Corman wanted to re-use the sets that had just been used for Corporate Affairs (1990), which consisted of a reception area and a few suites. According to Mark Thomas McGee, who was hired to work on the script:

This change in locale presented Jim and I with a problem—how to get the women out of their clothes and into their underwear. Try to imagine someone like David Lean or William Wyler wrestling with a dilemma like this. Not that women would ever run around in their underwear regardless of the location, but it was a little easier to swallow when they were in a sorority house. I asked Jim if it would be too much of a problem to redress the reception area to make it seem like we're on different levels of a high rise instead of a single level office. Jim liked that idea because it opened up all sorts of possibilities for us. It not only gave the ladies more room to run and hide from the killer, it also meant (and this was the genius of the stroke) that they could discover a lingerie company on another level. The sequence where these ladies become so excited when they discover these frilly and sexy undergarments (and just can't wait to try them on) is as ridiculous and infantile as anything you can imagine. But half-naked women is just about all that a film like this has to offer.

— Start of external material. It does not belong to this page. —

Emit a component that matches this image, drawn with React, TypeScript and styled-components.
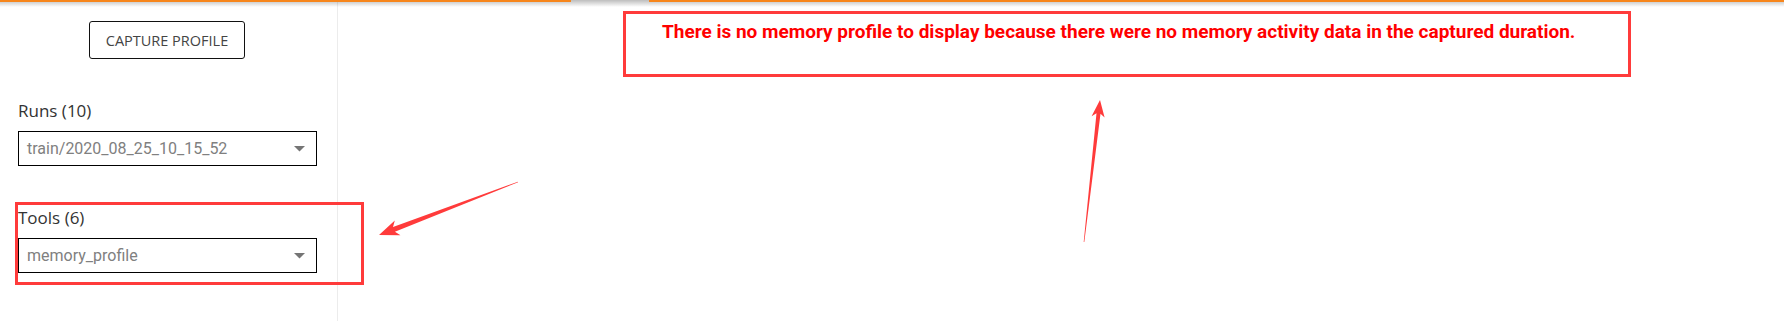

McGee said that he had a week to write a script. He spent five days going in a different direction, but then realised Corman genuinely wanted a true remake, and spent two days redrafting.

Wynorski says with the film: "I took Orville's hardships to even further extremes".

The film is alternatively known as Tower of Terror.

==Unreleased sequel==
A fourth Sorority House Massacre film began production in 2001 and wrapped principal photography in February 2002. The film had changed the name to Final Exam in August. The film was scheduled for release in 2007 on DVD under another new title The Legacy, but Roger Corman's Concorde Pictures closed up shop and the film was never released. In March 2015, Jim Wynorski released a poster for the film on his official Facebook page with the title Sorority House Massacre: The Final Exam. As of December 2022, it is unknown as to whether or not the film will ever be released. Sam Phillips, who portrayed a fictionalised version of herself in the film, reprised her role in Cheerleader Massacre, a direct sequel to The Slumber Party Massacre.